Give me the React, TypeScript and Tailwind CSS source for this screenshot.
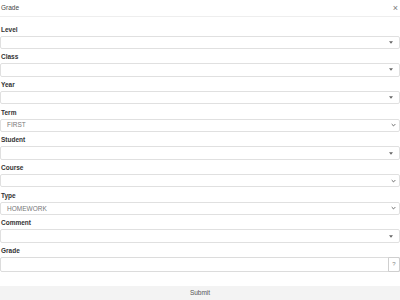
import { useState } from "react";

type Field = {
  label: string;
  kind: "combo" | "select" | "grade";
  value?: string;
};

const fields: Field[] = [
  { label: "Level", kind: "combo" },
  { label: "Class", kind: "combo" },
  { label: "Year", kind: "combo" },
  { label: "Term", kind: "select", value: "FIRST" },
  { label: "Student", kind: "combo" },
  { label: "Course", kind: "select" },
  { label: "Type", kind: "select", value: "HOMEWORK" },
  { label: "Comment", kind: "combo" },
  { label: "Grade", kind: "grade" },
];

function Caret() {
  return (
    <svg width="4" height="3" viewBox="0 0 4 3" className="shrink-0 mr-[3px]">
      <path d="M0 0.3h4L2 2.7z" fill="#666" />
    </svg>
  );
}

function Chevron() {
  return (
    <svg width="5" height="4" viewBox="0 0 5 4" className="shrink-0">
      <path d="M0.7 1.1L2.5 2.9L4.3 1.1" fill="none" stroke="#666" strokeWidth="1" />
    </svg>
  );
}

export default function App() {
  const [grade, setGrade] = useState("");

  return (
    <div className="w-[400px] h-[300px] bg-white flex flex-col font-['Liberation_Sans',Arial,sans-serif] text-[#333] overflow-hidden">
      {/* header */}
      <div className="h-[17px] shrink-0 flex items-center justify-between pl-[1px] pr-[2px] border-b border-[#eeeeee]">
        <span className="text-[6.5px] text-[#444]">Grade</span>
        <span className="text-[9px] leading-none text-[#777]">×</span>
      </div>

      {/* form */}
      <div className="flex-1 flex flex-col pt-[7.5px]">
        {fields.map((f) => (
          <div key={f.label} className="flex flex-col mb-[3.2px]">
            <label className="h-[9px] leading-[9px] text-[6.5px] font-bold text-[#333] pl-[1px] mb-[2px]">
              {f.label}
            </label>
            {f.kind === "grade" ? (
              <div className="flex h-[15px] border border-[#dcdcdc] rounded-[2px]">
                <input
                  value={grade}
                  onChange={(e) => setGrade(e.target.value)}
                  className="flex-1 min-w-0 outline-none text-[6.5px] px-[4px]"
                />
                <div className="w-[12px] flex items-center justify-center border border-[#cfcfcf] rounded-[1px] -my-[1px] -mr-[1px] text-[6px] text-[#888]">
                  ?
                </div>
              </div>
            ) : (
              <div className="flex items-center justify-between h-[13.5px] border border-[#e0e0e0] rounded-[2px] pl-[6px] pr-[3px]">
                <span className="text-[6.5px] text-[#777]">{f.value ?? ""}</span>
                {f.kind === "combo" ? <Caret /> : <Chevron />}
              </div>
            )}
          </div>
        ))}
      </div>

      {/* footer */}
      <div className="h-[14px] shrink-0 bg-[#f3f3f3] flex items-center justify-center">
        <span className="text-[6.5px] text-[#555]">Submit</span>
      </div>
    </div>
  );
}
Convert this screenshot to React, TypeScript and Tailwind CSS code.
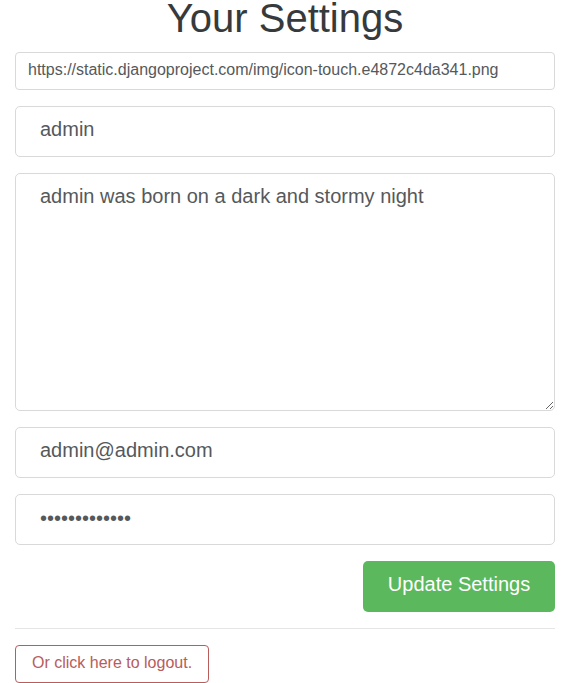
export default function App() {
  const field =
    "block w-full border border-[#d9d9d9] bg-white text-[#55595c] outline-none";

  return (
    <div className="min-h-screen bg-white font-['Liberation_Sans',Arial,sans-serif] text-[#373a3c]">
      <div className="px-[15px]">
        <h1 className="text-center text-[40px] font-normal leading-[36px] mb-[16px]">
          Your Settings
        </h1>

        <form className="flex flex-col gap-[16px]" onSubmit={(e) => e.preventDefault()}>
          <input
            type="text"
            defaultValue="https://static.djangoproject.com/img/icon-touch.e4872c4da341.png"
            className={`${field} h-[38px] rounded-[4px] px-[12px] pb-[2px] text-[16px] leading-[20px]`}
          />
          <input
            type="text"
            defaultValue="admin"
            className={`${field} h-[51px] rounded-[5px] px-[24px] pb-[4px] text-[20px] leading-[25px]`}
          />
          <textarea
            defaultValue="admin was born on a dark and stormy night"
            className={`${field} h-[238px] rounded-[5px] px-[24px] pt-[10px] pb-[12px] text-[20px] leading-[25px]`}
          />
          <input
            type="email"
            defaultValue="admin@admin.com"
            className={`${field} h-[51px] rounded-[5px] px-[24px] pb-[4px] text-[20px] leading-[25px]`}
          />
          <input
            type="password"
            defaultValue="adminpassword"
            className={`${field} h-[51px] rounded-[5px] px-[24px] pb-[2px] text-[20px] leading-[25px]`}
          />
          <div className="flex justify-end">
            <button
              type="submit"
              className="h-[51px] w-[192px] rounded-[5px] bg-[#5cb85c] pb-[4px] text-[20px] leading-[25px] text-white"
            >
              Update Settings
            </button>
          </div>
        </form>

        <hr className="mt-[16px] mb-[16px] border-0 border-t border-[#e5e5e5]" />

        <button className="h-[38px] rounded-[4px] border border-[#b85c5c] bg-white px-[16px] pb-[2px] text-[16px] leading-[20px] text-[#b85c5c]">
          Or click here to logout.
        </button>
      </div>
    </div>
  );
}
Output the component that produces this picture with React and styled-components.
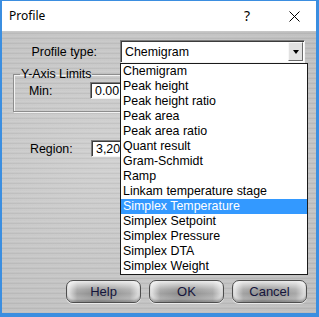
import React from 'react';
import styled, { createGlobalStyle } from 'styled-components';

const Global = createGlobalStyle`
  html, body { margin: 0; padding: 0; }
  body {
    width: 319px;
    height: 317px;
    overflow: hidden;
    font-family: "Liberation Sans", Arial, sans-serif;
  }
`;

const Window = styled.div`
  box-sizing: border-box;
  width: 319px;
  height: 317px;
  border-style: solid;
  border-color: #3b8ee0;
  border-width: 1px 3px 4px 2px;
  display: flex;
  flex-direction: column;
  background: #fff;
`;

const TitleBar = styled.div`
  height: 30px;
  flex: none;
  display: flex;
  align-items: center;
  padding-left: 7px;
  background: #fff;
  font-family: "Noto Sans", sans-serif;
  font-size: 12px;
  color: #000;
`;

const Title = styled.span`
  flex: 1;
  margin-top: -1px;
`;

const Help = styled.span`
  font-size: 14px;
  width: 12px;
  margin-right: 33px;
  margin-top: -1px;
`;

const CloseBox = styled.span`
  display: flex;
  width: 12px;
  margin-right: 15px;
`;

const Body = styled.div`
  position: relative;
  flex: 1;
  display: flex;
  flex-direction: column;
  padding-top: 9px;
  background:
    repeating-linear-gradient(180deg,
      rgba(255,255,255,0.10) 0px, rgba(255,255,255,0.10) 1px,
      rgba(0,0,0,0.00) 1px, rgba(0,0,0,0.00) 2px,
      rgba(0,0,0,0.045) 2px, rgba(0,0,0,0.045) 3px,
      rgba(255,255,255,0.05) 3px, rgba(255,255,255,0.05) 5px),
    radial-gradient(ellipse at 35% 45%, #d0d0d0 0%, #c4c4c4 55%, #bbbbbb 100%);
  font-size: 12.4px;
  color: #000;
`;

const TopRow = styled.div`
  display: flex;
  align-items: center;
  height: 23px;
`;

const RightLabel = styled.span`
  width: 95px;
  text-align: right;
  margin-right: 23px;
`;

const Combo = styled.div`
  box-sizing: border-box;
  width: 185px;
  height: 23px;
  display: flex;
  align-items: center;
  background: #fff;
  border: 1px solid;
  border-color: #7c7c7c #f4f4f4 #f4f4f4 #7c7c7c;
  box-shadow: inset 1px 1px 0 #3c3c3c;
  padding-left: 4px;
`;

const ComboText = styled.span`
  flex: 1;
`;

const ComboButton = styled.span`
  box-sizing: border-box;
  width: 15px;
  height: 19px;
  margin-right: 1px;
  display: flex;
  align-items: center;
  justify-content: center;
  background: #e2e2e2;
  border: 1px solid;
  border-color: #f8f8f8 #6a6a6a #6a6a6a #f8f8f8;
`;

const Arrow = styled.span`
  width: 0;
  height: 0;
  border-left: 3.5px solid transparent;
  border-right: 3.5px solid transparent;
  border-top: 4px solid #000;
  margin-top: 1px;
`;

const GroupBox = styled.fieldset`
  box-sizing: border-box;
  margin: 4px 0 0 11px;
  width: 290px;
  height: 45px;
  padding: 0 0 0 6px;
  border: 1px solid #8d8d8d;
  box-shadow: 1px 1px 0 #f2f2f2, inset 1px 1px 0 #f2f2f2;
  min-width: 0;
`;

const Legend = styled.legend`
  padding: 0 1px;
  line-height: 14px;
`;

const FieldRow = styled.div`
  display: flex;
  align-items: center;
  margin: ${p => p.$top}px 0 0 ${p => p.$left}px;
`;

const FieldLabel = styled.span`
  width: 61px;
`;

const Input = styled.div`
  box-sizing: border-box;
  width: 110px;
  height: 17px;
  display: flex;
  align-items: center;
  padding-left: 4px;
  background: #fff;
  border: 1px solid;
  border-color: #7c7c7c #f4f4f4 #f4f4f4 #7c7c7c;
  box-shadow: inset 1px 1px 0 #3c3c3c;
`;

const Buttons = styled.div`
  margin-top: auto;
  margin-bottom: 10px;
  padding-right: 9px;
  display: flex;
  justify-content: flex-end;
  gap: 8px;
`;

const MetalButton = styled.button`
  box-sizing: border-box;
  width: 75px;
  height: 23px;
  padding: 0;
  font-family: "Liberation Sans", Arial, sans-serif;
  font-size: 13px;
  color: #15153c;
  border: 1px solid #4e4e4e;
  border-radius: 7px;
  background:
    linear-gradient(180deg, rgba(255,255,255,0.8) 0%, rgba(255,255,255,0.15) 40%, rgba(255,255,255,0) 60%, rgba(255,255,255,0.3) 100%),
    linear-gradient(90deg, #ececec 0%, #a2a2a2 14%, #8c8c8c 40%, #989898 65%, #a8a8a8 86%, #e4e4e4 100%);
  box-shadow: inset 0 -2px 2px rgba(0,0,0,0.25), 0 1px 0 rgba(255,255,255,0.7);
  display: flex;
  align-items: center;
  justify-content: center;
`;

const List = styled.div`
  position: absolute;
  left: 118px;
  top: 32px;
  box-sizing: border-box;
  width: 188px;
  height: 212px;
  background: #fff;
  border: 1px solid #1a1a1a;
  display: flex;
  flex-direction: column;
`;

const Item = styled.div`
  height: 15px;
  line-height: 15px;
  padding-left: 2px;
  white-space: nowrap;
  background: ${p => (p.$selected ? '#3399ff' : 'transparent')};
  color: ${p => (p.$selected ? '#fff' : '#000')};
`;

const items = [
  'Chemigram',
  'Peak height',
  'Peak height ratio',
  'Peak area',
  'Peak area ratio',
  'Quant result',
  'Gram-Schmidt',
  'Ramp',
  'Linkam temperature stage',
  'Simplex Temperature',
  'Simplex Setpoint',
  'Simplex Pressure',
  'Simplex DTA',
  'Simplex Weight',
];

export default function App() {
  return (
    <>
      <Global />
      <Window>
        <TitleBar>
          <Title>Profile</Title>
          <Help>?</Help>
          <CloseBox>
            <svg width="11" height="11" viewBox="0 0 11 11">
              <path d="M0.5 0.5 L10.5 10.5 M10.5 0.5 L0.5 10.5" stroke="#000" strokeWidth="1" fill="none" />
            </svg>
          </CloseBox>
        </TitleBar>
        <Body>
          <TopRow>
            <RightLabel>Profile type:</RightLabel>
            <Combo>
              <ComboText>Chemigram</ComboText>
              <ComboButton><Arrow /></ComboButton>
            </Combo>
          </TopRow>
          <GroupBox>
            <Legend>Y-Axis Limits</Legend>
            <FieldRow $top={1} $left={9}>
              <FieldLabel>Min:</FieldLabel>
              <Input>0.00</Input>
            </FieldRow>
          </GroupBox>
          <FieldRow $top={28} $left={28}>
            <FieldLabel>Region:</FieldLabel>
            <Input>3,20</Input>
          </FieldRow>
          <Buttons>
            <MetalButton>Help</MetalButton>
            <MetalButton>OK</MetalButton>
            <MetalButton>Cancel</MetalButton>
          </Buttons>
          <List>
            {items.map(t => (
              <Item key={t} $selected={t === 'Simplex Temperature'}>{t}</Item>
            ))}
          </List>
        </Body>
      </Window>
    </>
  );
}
──────
• [DIRECTION] Omit the pictures, then repeat exactly each line from the beginning of the listing through the line with "const [grade, setGrade]".

• [FINAL RESULT]
Give me the React, TypeScript and Tailwind CSS source for this screenshot.
import { useState } from "react";

type Field = {
  label: string;
  kind: "combo" | "select" | "grade";
  value?: string;
};

const fields: Field[] = [
  { label: "Level", kind: "combo" },
  { label: "Class", kind: "combo" },
  { label: "Year", kind: "combo" },
  { label: "Term", kind: "select", value: "FIRST" },
  { label: "Student", kind: "combo" },
  { label: "Course", kind: "select" },
  { label: "Type", kind: "select", value: "HOMEWORK" },
  { label: "Comment", kind: "combo" },
  { label: "Grade", kind: "grade" },
];

function Caret() {
  return (
    <svg width="4" height="3" viewBox="0 0 4 3" className="shrink-0 mr-[3px]">
      <path d="M0 0.3h4L2 2.7z" fill="#666" />
    </svg>
  );
}

function Chevron() {
  return (
    <svg width="5" height="4" viewBox="0 0 5 4" className="shrink-0">
      <path d="M0.7 1.1L2.5 2.9L4.3 1.1" fill="none" stroke="#666" strokeWidth="1" />
    </svg>
  );
}

export default function App() {
  const [grade, setGrade] = useState("");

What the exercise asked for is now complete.